The title is a peculiar one. Micmac, in English, usually refers to a Native American nation, but in French slang (as far as I can tell) it means something similar to its false cognate mishmash. I’ve seen the title translated a number of ways, from “plentiful problems” to “a lot of conundrums” and “non-stop madness” but I get the impression that it’s just not a phrase that translates directly. That said, it fits the nature of the film despite, or perhaps because, it is puzzling.
Protagonist Bazil, as a child, lost his father to a landmine and, as an adult, was shot in the head by a stray bullet. After his injury he lost his job and apartment, and tried his hand at being a street performer. He’s taken in by a small family-like group of other outcasts who work as garbage salvagers. He soon discovers that the arms manufacturer who made the landmine that killed his father is across the street from its rival, the manufacturer of the bullet that remains lodged in his head.

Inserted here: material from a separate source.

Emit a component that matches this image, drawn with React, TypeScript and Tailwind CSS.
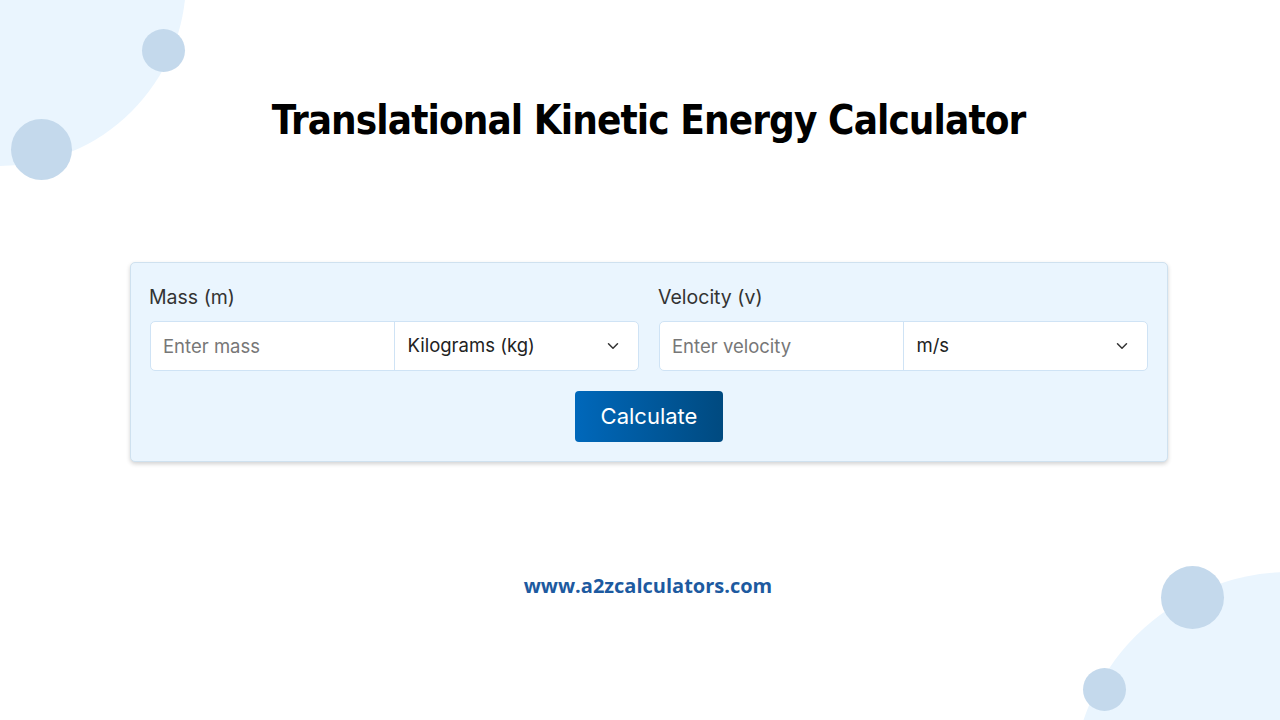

With the help of the salvagers, he sets up multiple plots of mischief against the arms dealers.
If you’ve seen Amélie, you’ll no doubt remember how she undermined the sanity of the mean shopkeeper by changing his lightbulbs and shoes and creating other silly nuisances. Micmacs takes this idea much further. The salvagers in their fight against the arms manufacturers remind me of a superhero group taking on super-villains, but substituting super for quirky. Each member has some beneficial oddity, from a diminutive strong man to a Guinness World Record-obsessed daredevil to a rubbery contortionist to a human calculator and a writer who speaks almost exclusively in cliché. Each fits improbably but perfectly in the schemes, like an odd cog or lever in what is essentially a massive Rube Goldberg machine of a film.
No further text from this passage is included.